At Yule/Christmas time the whole Chris-mouse thing arises as a great mouse army invades our home. Also cute on april fools day, as well as any of the fall festivals.like Samhain/Halloween When these cuties would try to invade our homes for warmth This is a work fast project. Mom dips and kids add faces and ears. then mom finishes the faces

Provided by Stormy Stewart @karlyn255

Categories     Other Appetizers

Number Of Ingredients 1

- ingredients below

Steps:

  • white Chocolate Chips (I'm using white for white mice; you can use dark or milk, too), maraschino cherries (with stems!), almond slices, red candy melts (this is optional), milk chocolate, and vanilla candy melts (also known as almond bark, sometimes). The red is for the eyes, the milk chocolate is for noses. If you use milk chocolate for brown mice, I recommend dark chocolate for noses, and white chocolate for noses on dark chocolate mice. It's all about the contrast. Eyes should be dark chocolate, unless they're albinos like mine.
  • first things first: Drain the cherries.
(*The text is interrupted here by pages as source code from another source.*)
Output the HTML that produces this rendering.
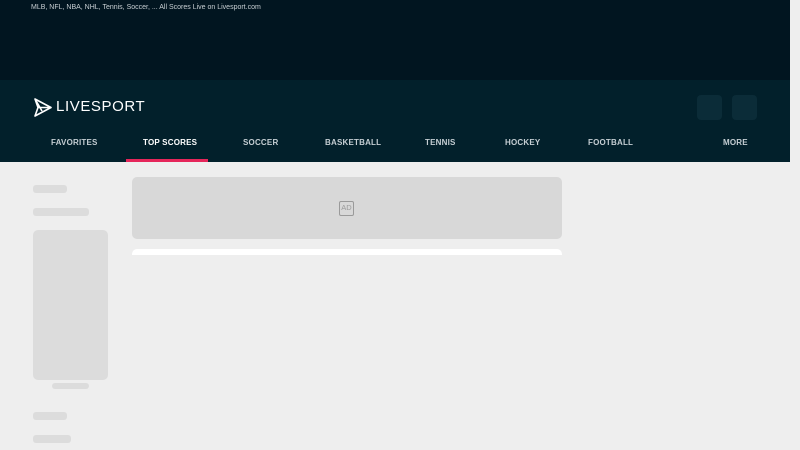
<!DOCTYPE html>
<html><head><meta charset="utf-8"><style>
*{margin:0;padding:0;box-sizing:border-box}
body{width:800px;height:450px;overflow:hidden;background:#eeeeee;font-family:"Liberation Sans",sans-serif;position:relative}
.top{position:absolute;left:0;top:0;width:790px;height:80px;background:#011520}
.top span{position:absolute;left:31px;top:4px;font-size:7px;color:#c8cfd3}
.nav{position:absolute;left:0;top:80px;width:790px;height:82px;background:#02202b}
.logo{position:absolute;left:34px;top:98px}
.lt{position:absolute;left:56px;top:98px;color:#fff;font-size:15px;letter-spacing:0.6px;line-height:18px}
.btn{position:absolute;top:95px;width:25px;height:25px;border-radius:4px;background:#0b2c38}
.tab{position:absolute;top:138px;font-size:8px;font-weight:bold;color:#c5ced3;letter-spacing:0.2px}
.act{color:#fff}
.ul{position:absolute;left:126px;top:159px;width:82px;height:3px;background:#e5265a}
.sk{position:absolute;background:#dcdcdc;border-radius:3px}
</style></head><body>
<div class="top"><span>MLB, NFL, NBA, NHL, Tennis, Soccer, ... All Scores Live on Livesport.com</span></div>
<div class="nav"></div>
<svg class="logo" width="18" height="19" viewBox="0 0 18 19"><path d="M1 1 L17 9.5 L1 18 L4 9.5 Z M4 9.5 L17 9.5 M1 1 L8 13" fill="none" stroke="#fff" stroke-width="1.6" stroke-linejoin="round"/></svg>
<div class="lt">LIVESPORT</div>
<div class="btn" style="left:697px"></div>
<div class="btn" style="left:732px"></div>
<div class="tab" style="left:51px">FAVORITES</div>
<div class="tab act" style="left:143px">TOP SCORES</div>
<div class="tab" style="left:243px">SOCCER</div>
<div class="tab" style="left:325px">BASKETBALL</div>
<div class="tab" style="left:425px">TENNIS</div>
<div class="tab" style="left:505px">HOCKEY</div>
<div class="tab" style="left:588px">FOOTBALL</div>
<div class="tab" style="left:723px">MORE</div>
<div class="ul"></div>
<div class="sk" style="left:33px;top:185px;width:34px;height:8px"></div>
<div class="sk" style="left:33px;top:208px;width:56px;height:8px"></div>
<div class="sk" style="left:33px;top:230px;width:75px;height:150px;border-radius:5px"></div>
<div class="sk" style="left:52px;top:383px;width:37px;height:6px"></div>
<div class="sk" style="left:33px;top:412px;width:34px;height:8px"></div>
<div class="sk" style="left:33px;top:435px;width:38px;height:8px"></div>
<div class="sk" style="left:132px;top:177px;width:430px;height:62px;border-radius:5px;background:#d8d8d8"></div>
<div style="position:absolute;left:339px;top:201px;width:15px;height:15px;border:1.3px solid #9a9a9a;border-radius:2px;font-size:7.5px;color:#9a9a9a;text-align:center;line-height:12px">AD</div>
<div style="position:absolute;left:132px;top:249px;width:430px;height:6px;background:#fff;border-radius:5px 5px 0 0"></div>
</body></html>
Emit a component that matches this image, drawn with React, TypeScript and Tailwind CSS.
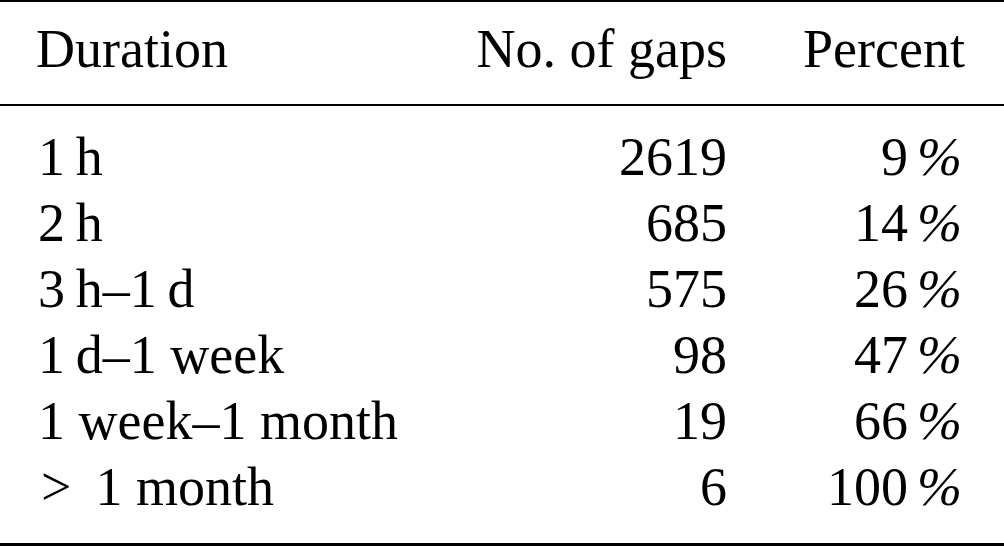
const rows: [string, string, string][] = [
  ['1\u2009h', '2619', '9'],
  ['2\u2009h', '685', '14'],
  ['3\u2009h\u20131\u2009d', '575', '26'],
  ['1\u2009d\u20131 week', '98', '47'],
  ['1 week\u20131 month', '19', '66'],
  ['> 1 month', '6', '100'],
]

function Duration({ text }: { text: string }) {
  // math-mode ">" gets wider spacing than a plain space
  if (text.startsWith('>')) {
    return (
      <div className="whitespace-pre">
        <span className="ml-[5px]">&gt;</span>
        <span className="ml-[24px]">{text.slice(2)}</span>
      </div>
    )
  }
  return <div className="whitespace-pre pl-[2px]">{text}</div>
}

export default function App() {
  return (
    <div className="w-[1004px] bg-white text-black font-['Liberation_Serif','Times_New_Roman',serif] text-[54px] leading-[66px]">
      <div className="h-[2px] bg-black" />
      <div className="grid grid-cols-[1fr_auto_238px] pl-[36px] pr-[39px] pt-[14px] pb-[22px]">
        <div>Duration</div>
        <div className="text-right">No. of gaps</div>
        <div className="text-right">Percent</div>
      </div>
      <div className="h-[2px] bg-black" />
      <div className="grid grid-cols-[1fr_auto_238px] pl-[36px] pr-[39px] pt-[18px] pb-[23px]">
        {rows.map(([dur, gaps, pct]) => (
          <div key={dur} className="contents">
            <Duration text={dur} />
            <div className="text-right">{gaps}</div>
            <div className="text-right pr-[3px]">
              {pct}
              <span className="ml-[9px] italic">%</span>
            </div>
          </div>
        ))}
      </div>
      <div className="h-[3px] bg-black" />
    </div>
  )
}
Drain them well, or you'll contaminate the chocolate when it's dipping time. I'll usually set the cherries draining while I get everything else ready.
  • Next, they go for a plunge in the chocolate! Make sure you coat them very well, and get the stems, too.
  • The next stage I couldn't show you in pieces, cause you have to work a little fast. Set the cherry down on its side - with the stem laying flat (ish). Now it's a tail! Place a chocolate chip on what was the bottom of the cherry - now it's a nose! Place two sorta matching almond slices for the ears. The trick to this is sticking these on before the chocolate sets. I usually make milk chocolate mice, which is why the almond slices I have are unblanched. If you want to get extra fance with your white mice, then get blanched almond slices. Finding ones that sorta match is a bit of a pain, but hey! in the end, it's ADORABLE.
  • With a little melted chocolate, dot on a nose! I made some of mine albino, some of them just white. I used a toothpick for this part, i didn't feel the need to waste a pastry bag on a chocolate chip's worth of melted chocolate Noses on and ready for eyeballs! Same deal for the eyes; I just used a toothpick. It was about halfway through this part, when I swapped over to the red candy melts, that I realized I'd totally spaced out and given them all dark noses. Oh well.